À Manaus, capitale de l'État brésilien de l'Amazonas, les médecins se croyaient tirés d'affaire après la première vague de l'épidémie de Covid-19 qui y a fait rage en avril dernier. Selon une étude chez les donneurs de sang publiée le 15 janvier dernier dans « Science », 76 % de la population avait été infectée par le SARS-CoV-2 dès octobre. Les autorités espéraient donc que cette ville de plus de deux millions d'habitants cernée par la forêt tropicale puisse bénéficier d'une immunité de groupe, chèrement acquise après des mois de deuils et d'hôpitaux submergés, le seuil théorique pour y parvenir étant de 65 %.
Las : entre le 1er et le 19 janvier 2021, 3 431 patients ont été admis à l'hôpital pour cause de Covid-19 contre 552 entre le 1er et le 19 décembre 2020, après sept mois de relative accalmie entre mai et novembre. Cette augmentation brusque du nombre de cas ne cesse d'interroger les experts, qui soupçonnent une part de responsabilité des nouveaux variants.
Plusieurs causes non exclusives
Selon des médecins de l'université de São Paulo et de la fondation hospitalière d'hématologie et d'hématothérapie de l'État d'Amazonas, il existe plusieurs causes possibles, et non exclusives, à ce retour en force de l'épidémie, expliquent-ils dans un commentaire paru dans « The Lancet ». La première est que le taux d'attaque de l'épidémie a pu être surestimé lors de la première vague. Ensuite, il est possible que l'immunité de groupe soit de courte durée. Enfin, les nouveaux variants détectés dans la région peuvent possiblement échapper à l'immunité acquise ou être plus transmissibles.
Concernant la surestimation de la séroprévalence, les auteurs estiment que, même en ajustant les résultats des enquêtes, on arrive à une séroprévalence d'un peu plus de 50 %, qui aurait dû tempérer la seconde vague en cours.
Une explication reposant sur la seule baisse de l'immunité avec le temps est également peu vraisemblable, toujours selon les auteurs. En octobre dernier, une étude new yorkaise concluait à une immunité d'au moins cinq mois chez les patients guéris non hospitalisés. Une autre étude, menée chez des soignants du Royaume-Uni, montrait que le risque de réinfection reste très rare six mois après une première infection. Or, la seconde vague de contamination de Manaus a commencé avant que ces durées se soient écoulées.

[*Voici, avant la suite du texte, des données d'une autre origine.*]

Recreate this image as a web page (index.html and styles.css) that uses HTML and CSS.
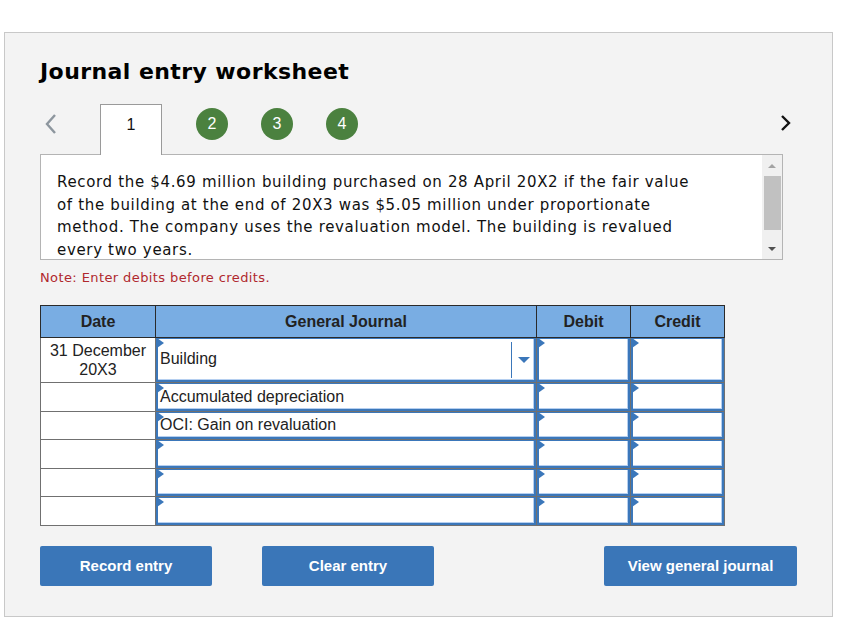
FILE: index.html
```html
<!DOCTYPE html>
<html lang="en">
<head>
  <meta charset="UTF-8">
  <title>Journal entry worksheet</title>
  <link rel="stylesheet" href="styles.css">
</head>
<body>
  <div class="panel">
    <h1>Journal entry worksheet</h1>

    <!-- Step tabs -->
    <div class="tabs">
      <span class="nav prev">
        <svg width="14" height="22" viewBox="0 0 14 22"><path d="M11 2 L3 11 L11 20" fill="none" stroke="#8d969e" stroke-width="2.4"/></svg>
      </span>
      <div class="tab active">1</div>
      <span class="step">2</span>
      <span class="step">3</span>
      <span class="step">4</span>
      <span class="nav next">
        <svg width="12" height="18" viewBox="0 0 12 18"><path d="M2 2 L9 9 L2 16" fill="none" stroke="#111" stroke-width="2.4"/></svg>
      </span>
    </div>

    <!-- Problem text -->
    <div class="question">
      <div class="question-text">
        Record the $4.69 million building purchased on 28 April 20X2 if the fair value<br>
        of the building at the end of 20X3 was $5.05 million under proportionate<br>
        method. The company uses the revaluation model. The building is revalued<br>
        every two years.
      </div>
      <div class="scrollbar">
        <span class="arrow up"></span>
        <span class="thumb"></span>
        <span class="arrow down"></span>
      </div>
    </div>

    <p class="note">Note: Enter debits before credits.</p>

    <!-- Journal table -->
    <table class="journal">
      <thead>
        <tr>
          <th class="col-date">Date</th>
          <th class="col-account">General Journal</th>
          <th class="col-amount">Debit</th>
          <th class="col-amount">Credit</th>
        </tr>
      </thead>
      <tbody>
        <tr class="first">
          <td class="date">31 December<br>20X3</td>
          <td><div class="field select"><span class="value">Building</span><span class="drop"></span></div></td>
          <td><div class="field"></div></td>
          <td><div class="field"></div></td>
        </tr>
        <tr>
          <td></td>
          <td><div class="field"><span class="value">Accumulated depreciation</span></div></td>
          <td><div class="field"></div></td>
          <td><div class="field"></div></td>
        </tr>
        <tr>
          <td></td>
          <td><div class="field"><span class="value">OCI: Gain on revaluation</span></div></td>
          <td><div class="field"></div></td>
          <td><div class="field"></div></td>
        </tr>
        <tr>
          <td></td>
          <td><div class="field"></div></td>
          <td><div class="field"></div></td>
          <td><div class="field"></div></td>
        </tr>
        <tr>
          <td></td>
          <td><div class="field"></div></td>
          <td><div class="field"></div></td>
          <td><div class="field"></div></td>
        </tr>
        <tr>
          <td></td>
          <td><div class="field"></div></td>
          <td><div class="field"></div></td>
          <td><div class="field"></div></td>
        </tr>
      </tbody>
    </table>

    <div class="actions">
      <button class="btn">Record entry</button>
      <button class="btn btn-clear">Clear entry</button>
      <button class="btn btn-view">View general journal</button>
    </div>
  </div>
</body>
</html>
```

FILE: styles.css
```css
body {
  margin: 0;
  padding: 32px 0 0 4px;
  background: #fff;
  font-family: "DejaVu Sans", Verdana, sans-serif;
  color: #111;
}

.panel {
  width: 792px;
  height: 559px;
  padding: 24px 0 0 35px;
  background: #f3f3f3;
  border: 1px solid #c8c8c8;
}

h1 {
  margin: 0;
  font-size: 22px;
  line-height: 30px;
  font-weight: bold;
  letter-spacing: 0.42px;
  color: #000;
}

/* tabs */
.tabs {
  display: flex;
  align-items: center;
  height: 51px;
  margin-top: 17px;
  margin-bottom: -1px;
  position: relative;
  z-index: 1;
}

.nav {
  display: flex;
  align-items: center;
}

.prev {
  margin-left: 4px;
  width: 56px;
  margin-top: -12px;
}

.next {
  margin-left: auto;
  margin-right: 40px;
  margin-top: -13px;
}

.tab {
  width: 62px;
  height: 51px;
  box-sizing: border-box;
  background: #fff;
  border: 1px solid #9a9a9a;
  border-bottom: none;
  font-family: "Liberation Sans", Arial, sans-serif;
  font-size: 16px;
  text-align: center;
  padding-top: 11px;
  margin-right: 34px;
}

.step {
  width: 32px;
  height: 32px;
  border-radius: 50%;
  background: #4b813f;
  color: #fff;
  font-family: "Liberation Sans", Arial, sans-serif;
  font-size: 16px;
  line-height: 32px;
  text-align: center;
  margin-right: 33px;
  margin-top: -12px;
}

/* question box */
.question {
  display: flex;
  width: 743px;
  height: 106px;
  box-sizing: border-box;
  background: #fff;
  border: 1px solid #b4b4b4;
}

.question-text {
  flex: 1;
  padding: 16px 0 0 16px;
  font-size: 15px;
  line-height: 22.5px;
  letter-spacing: 0.66px;
  white-space: nowrap;
  overflow: hidden;
}

.scrollbar {
  width: 20px;
  background: #f0f0f0;
  display: flex;
  flex-direction: column;
  align-items: center;
}

.arrow {
  width: 0;
  height: 0;
  border-left: 4px solid transparent;
  border-right: 4px solid transparent;
}

.arrow.up {
  border-bottom: 4px solid #a3a3a3;
  margin: 9px 0 8px;
}

.arrow.down {
  border-top: 4px solid #505050;
  margin-top: auto;
  margin-bottom: 8px;
}

.thumb {
  width: 17px;
  height: 54px;
  background: #c1c1c1;
}

.note {
  margin: 9px 0 0;
  font-size: 13px;
  line-height: 18px;
  letter-spacing: 0.4px;
  color: #b0282d;
}

/* journal table */
.journal {
  margin-top: 18px;
  border-collapse: collapse;
  font-family: "Liberation Sans", Arial, sans-serif;
  font-size: 16px;
  color: #222;
  background: #fff;
}

.journal th {
  height: 31px;
  padding: 0;
  background: #79ade3;
  border: 1px solid #2a2a2a;
  font-weight: bold;
  text-align: center;
}

.col-date { width: 114px; }
.col-account { width: 380px; }
.col-amount { width: 93px; }

.journal td {
  padding: 0;
  border: 1px solid #707070;
  vertical-align: top;
}

.journal td.date {
  text-align: center;
  line-height: 19px;
  padding-top: 3px;
}

.field {
  position: relative;
  display: flex;
  align-items: center;
  height: 27.6px;
  box-sizing: border-box;
  border: 2px solid #3b77ba;
  border-top-width: 1px;
  box-shadow: inset -1px -1px 0 #b5cff0;
}

.first .field {
  height: 44px;
}

.field::before {
  content: "";
  position: absolute;
  left: -1px;
  top: -1px;
  border-left: 7px solid #3b77ba;
  border-top: 5px solid transparent;
  border-bottom: 5px solid transparent;
}

.value {
  padding-left: 2px;
  padding-top: 1px;
}

.select .value {
  margin-top: -2px;
}

.select .drop {
  margin-left: auto;
  width: 22px;
  height: 36px;
  border-left: 1px solid #3b77ba;
  display: flex;
  align-items: center;
  justify-content: center;
}

.select .drop::after {
  content: "";
  border-top: 6px solid #3b77ba;
  border-left: 6px solid transparent;
  border-right: 6px solid transparent;
  margin-left: 2px;
}

/* buttons */
.actions {
  display: flex;
  margin-top: 20px;
}

.btn {
  width: 172px;
  height: 40px;
  border: none;
  border-radius: 2px;
  background: #3a76b8;
  color: #fff;
  font-family: "Liberation Sans", Arial, sans-serif;
  font-size: 15px;
  font-weight: bold;
  cursor: pointer;
}

.btn-clear {
  margin-left: 50px;
}

.btn-view {
  width: 193px;
  margin-left: 170px;
}
```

Le variant P.1 responsable de 42 % des cas
Reste donc l'explication des nouveaux variants. Deux d'entre eux, le B.1.1.7 et le P.1, sont en circulation au Brésil. Le P.1 a été détecté à Manaus le 12 janvier dernier. Ce mutant accumule 10 mutations de la protéine Spike, y compris les mutations E484K et N501K. Des expériences in vitro montrent que la mutation E484K réduit la neutralisation du virus par les anticorps polyclonaux présents dans le sérum de convalescent. De plus, le nouveau variant P.2 a été également identifié dans plusieurs endroits au Brésil, dont Manaus. Ce variant P.2, qui contient aussi la mutation E484K, a été détecté chez deux patients qui ont été réinfectés au Brésil.
Selon une étude préliminaire, la lignée P.1, qui était totalement absente dans les prélèvements jusqu'à novembre, représentait 42 % des cas de Covid-19 à Manaus en décembre 2020, « De nouveaux variants du SARS-CoV-2 pourraient être à l'origine d'une résurgence des cas dans les lieux où ils circulent, si leur transmissibilité est supérieure aux souches plus anciennes, et si elles sont associées à un échappement antigénique », concluent les auteurs.
Manaus n'est pas la seule ville amazonienne où la séroprévalence de la population contre le Covid-19 est très élevée. Selon une autre enquête menée sur 716 personnes dans les villes d'Iquitos, de Peru et de Loreto, 70 % des habitants de ces trois municipalités seraient porteurs d'anticorps dirigés contre le SARS-CoV-2.
Les auteurs n'excluent toutefois pas la piste d'une disparition de l'immunité au fil des mois. Si cette dernière se confirme, « des résurgences de l'épidémie devraient avoir lieu dans d'autres lieux. Une surveillance sérologique et génomique doit être assurée à Manaus et dans tout autre lieu où l'on observe des réinfections », préviennent-ils.